* CHALLENGE:
Copy the data that follows, character for character, minus the pictures.

** begin MATERIAL PROVIDED **

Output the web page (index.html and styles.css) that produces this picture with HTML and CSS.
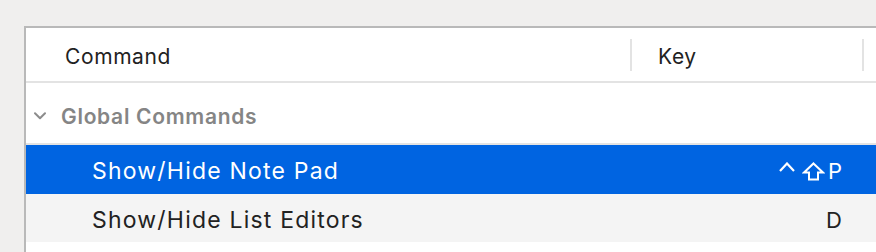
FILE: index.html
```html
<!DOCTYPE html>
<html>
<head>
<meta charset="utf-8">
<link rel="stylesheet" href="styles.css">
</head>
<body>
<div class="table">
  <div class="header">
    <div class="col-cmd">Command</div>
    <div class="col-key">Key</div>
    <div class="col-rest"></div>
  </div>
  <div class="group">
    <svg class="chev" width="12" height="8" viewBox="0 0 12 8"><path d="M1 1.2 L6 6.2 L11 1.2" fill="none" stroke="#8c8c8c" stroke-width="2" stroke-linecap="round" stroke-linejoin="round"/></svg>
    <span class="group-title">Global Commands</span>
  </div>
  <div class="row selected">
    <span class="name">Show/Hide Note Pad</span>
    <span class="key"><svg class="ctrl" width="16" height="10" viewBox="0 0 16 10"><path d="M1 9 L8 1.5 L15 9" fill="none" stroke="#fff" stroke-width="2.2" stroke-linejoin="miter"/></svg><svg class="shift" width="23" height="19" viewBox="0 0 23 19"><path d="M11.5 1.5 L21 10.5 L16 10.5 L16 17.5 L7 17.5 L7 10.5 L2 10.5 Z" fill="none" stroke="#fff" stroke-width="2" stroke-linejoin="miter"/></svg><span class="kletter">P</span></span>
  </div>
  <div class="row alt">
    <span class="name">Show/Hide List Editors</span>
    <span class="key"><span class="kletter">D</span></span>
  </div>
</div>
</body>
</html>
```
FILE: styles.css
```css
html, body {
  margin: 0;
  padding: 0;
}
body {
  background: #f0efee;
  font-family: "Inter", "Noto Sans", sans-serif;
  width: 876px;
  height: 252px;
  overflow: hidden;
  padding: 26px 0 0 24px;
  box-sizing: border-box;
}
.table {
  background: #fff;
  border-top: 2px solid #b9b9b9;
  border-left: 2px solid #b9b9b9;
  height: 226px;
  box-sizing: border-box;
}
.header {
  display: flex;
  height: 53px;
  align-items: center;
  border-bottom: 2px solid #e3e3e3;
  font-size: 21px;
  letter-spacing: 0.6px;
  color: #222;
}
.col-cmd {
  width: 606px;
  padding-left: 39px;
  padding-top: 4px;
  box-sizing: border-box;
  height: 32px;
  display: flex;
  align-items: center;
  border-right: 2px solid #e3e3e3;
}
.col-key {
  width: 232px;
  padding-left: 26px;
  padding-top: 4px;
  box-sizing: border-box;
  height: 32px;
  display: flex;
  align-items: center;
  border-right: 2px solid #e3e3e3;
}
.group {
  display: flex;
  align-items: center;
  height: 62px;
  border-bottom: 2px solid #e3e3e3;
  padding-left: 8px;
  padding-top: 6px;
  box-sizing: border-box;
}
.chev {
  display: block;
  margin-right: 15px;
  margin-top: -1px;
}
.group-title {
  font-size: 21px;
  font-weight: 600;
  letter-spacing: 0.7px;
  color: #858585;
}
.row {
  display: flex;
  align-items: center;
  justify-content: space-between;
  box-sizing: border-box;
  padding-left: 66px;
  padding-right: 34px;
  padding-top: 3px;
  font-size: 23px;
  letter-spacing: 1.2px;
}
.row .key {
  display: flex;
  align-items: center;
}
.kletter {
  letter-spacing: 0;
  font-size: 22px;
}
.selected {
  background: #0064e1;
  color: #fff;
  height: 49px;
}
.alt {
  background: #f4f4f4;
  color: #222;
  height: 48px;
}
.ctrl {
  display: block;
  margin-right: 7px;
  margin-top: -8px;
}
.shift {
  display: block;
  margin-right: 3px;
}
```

** end MATERIAL PROVIDED **

* FINISHED ANSWER:
Output the web page (index.html and styles.css) that produces this picture with HTML and CSS.
FILE: index.html
```html
<!DOCTYPE html>
<html>
<head>
<meta charset="utf-8">
<link rel="stylesheet" href="styles.css">
</head>
<body>
<div class="table">
  <div class="header">
    <div class="col-cmd">Command</div>
    <div class="col-key">Key</div>
    <div class="col-rest"></div>
  </div>
  <div class="group">
    <svg class="chev" width="12" height="8" viewBox="0 0 12 8"><path d="M1 1.2 L6 6.2 L11 1.2" fill="none" stroke="#8c8c8c" stroke-width="2" stroke-linecap="round" stroke-linejoin="round"/></svg>
    <span class="group-title">Global Commands</span>
  </div>
  <div class="row selected">
    <span class="name">Show/Hide Note Pad</span>
    <span class="key"><svg class="ctrl" width="16" height="10" viewBox="0 0 16 10"><path d="M1 9 L8 1.5 L15 9" fill="none" stroke="#fff" stroke-width="2.2" stroke-linejoin="miter"/></svg><svg class="shift" width="23" height="19" viewBox="0 0 23 19"><path d="M11.5 1.5 L21 10.5 L16 10.5 L16 17.5 L7 17.5 L7 10.5 L2 10.5 Z" fill="none" stroke="#fff" stroke-width="2" stroke-linejoin="miter"/></svg><span class="kletter">P</span></span>
  </div>
  <div class="row alt">
    <span class="name">Show/Hide List Editors</span>
    <span class="key"><span class="kletter">D</span></span>
  </div>
</div>
</body>
</html>
```
FILE: styles.css
```css
html, body {
  margin: 0;
  padding: 0;
}
body {
  background: #f0efee;
  font-family: "Inter", "Noto Sans", sans-serif;
  width: 876px;
  height: 252px;
  overflow: hidden;
  padding: 26px 0 0 24px;
  box-sizing: border-box;
}
.table {
  background: #fff;
  border-top: 2px solid #b9b9b9;
  border-left: 2px solid #b9b9b9;
  height: 226px;
  box-sizing: border-box;
}
.header {
  display: flex;
  height: 53px;
  align-items: center;
  border-bottom: 2px solid #e3e3e3;
  font-size: 21px;
  letter-spacing: 0.6px;
  color: #222;
}
.col-cmd {
  width: 606px;
  padding-left: 39px;
  padding-top: 4px;
  box-sizing: border-box;
  height: 32px;
  display: flex;
  align-items: center;
  border-right: 2px solid #e3e3e3;
}
.col-key {
  width: 232px;
  padding-left: 26px;
  padding-top: 4px;
  box-sizing: border-box;
  height: 32px;
  display: flex;
  align-items: center;
  border-right: 2px solid #e3e3e3;
}
.group {
  display: flex;
  align-items: center;
  height: 62px;
  border-bottom: 2px solid #e3e3e3;
  padding-left: 8px;
  padding-top: 6px;
  box-sizing: border-box;
}
.chev {
  display: block;
  margin-right: 15px;
  margin-top: -1px;
}
.group-title {
  font-size: 21px;
  font-weight: 600;
  letter-spacing: 0.7px;
  color: #858585;
}
.row {
  display: flex;
  align-items: center;
  justify-content: space-between;
  box-sizing: border-box;
  padding-left: 66px;
  padding-right: 34px;
  padding-top: 3px;
  font-size: 23px;
  letter-spacing: 1.2px;
}
.row .key {
  display: flex;
  align-items: center;
}
.kletter {
  letter-spacing: 0;
  font-size: 22px;
}
.selected {
  background: #0064e1;
  color: #fff;
  height: 49px;
}
.alt {
  background: #f4f4f4;
  color: #222;
  height: 48px;
}
.ctrl {
  display: block;
  margin-right: 7px;
  margin-top: -8px;
}
.shift {
  display: block;
  margin-right: 3px;
}
```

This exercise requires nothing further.